◆ WHAT TO DO ◆
Give the count of lines containing the string "styles", with no other output.

________________

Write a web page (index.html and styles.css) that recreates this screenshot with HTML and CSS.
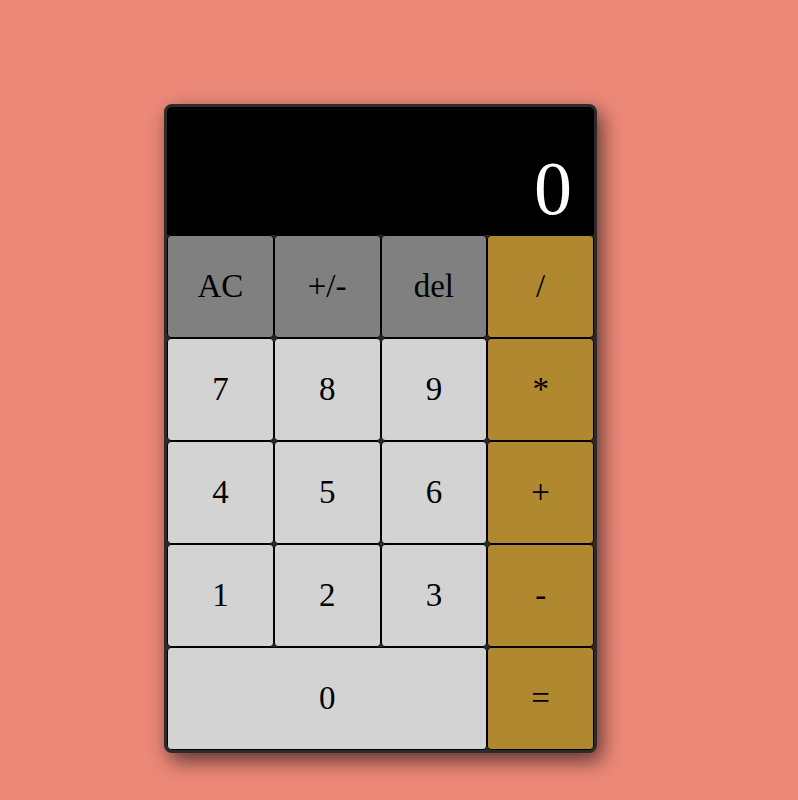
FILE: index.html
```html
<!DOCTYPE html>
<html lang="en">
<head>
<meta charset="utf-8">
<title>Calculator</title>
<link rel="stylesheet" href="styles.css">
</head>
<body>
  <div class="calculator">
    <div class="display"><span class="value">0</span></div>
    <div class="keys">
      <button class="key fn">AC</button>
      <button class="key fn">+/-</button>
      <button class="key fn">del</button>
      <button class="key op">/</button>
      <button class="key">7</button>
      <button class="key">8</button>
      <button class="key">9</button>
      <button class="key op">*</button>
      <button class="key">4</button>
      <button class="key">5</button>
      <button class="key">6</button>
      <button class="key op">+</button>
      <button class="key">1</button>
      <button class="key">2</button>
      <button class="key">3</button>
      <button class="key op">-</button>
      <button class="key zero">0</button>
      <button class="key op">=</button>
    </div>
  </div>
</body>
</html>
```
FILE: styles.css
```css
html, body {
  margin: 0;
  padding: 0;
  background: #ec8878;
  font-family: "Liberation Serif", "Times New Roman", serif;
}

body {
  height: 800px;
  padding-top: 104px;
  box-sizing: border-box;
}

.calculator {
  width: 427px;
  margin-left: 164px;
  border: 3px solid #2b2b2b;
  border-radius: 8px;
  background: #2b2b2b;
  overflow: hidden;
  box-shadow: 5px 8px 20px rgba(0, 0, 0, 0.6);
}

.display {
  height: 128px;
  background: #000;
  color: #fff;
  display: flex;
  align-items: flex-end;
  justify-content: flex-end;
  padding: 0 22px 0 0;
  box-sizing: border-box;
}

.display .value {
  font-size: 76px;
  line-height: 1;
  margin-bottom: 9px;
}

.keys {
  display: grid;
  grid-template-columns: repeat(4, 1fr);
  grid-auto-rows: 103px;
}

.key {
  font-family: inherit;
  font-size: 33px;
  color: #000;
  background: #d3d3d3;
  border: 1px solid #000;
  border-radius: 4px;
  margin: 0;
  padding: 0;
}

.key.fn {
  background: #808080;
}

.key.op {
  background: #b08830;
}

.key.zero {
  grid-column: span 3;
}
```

________________

◆ WRITTEN RESPONSE ◆
3